To run OpenShift Virtualization and OpenShift sandboxed containers at the same time, you must enable VMs to migrate, so that they do not block node reboots. Configure the following parameters on your VM:

  • Use ocs-storagecluster-ceph-rbd as the storage class.
  • Set the evictionStrategy parameter to LiveMigrate in the VM.

1.4. Understanding compliance and risk management

Red Hat OpenShift is designed for FIPS. When running Red Hat Enterprise Linux (RHEL) or Red Hat Enterprise Linux CoreOS (RHCOS) booted in FIPS mode, Red Hat OpenShift core components use the RHEL cryptographic libraries that have been submitted to NIST for FIPS 140-2/140-3 Validation on only the x86_64, ppc64le, and s390x architectures.

For more information about the NIST validation program, see Cryptographic Module Validation Program. For the latest NIST status for the individual versions of RHEL cryptographic libraries that have been submitted for validation, see Compliance Activities and Government Standards.
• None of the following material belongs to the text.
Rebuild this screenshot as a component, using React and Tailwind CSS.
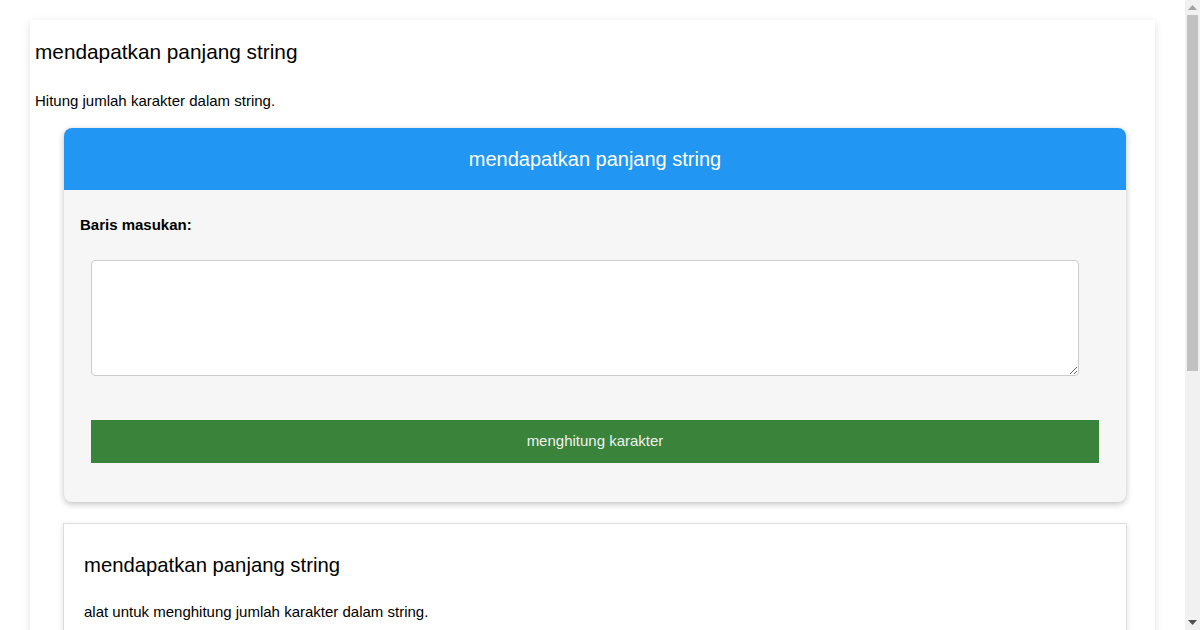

OpenShift sandboxed containers can be used on FIPS enabled clusters.

When running in FIPS mode, OpenShift sandboxed containers components, VMs, and VM images are adapted to comply with FIPS.


FIPS compliance for OpenShift sandboxed containers only applies to the kata runtime class. The new peer pods runtime class kata-remote-cc is not yet fully supported, and has not been tested for FIPS compliance.

FIPS compliance is one of the most critical components required in highly secure environments, to ensure that only supported cryptographic technologies are allowed on nodes.


The use of FIPS Validated / Modules in Process cryptographic libraries is only supported on Red Hat OpenShift deployments on the x86_64 architecture.

To understand Red Hat’s view of Red Hat OpenShift compliance frameworks, refer to the Risk Management and Regulatory Readiness chapter of the OpenShift Security Guide Book.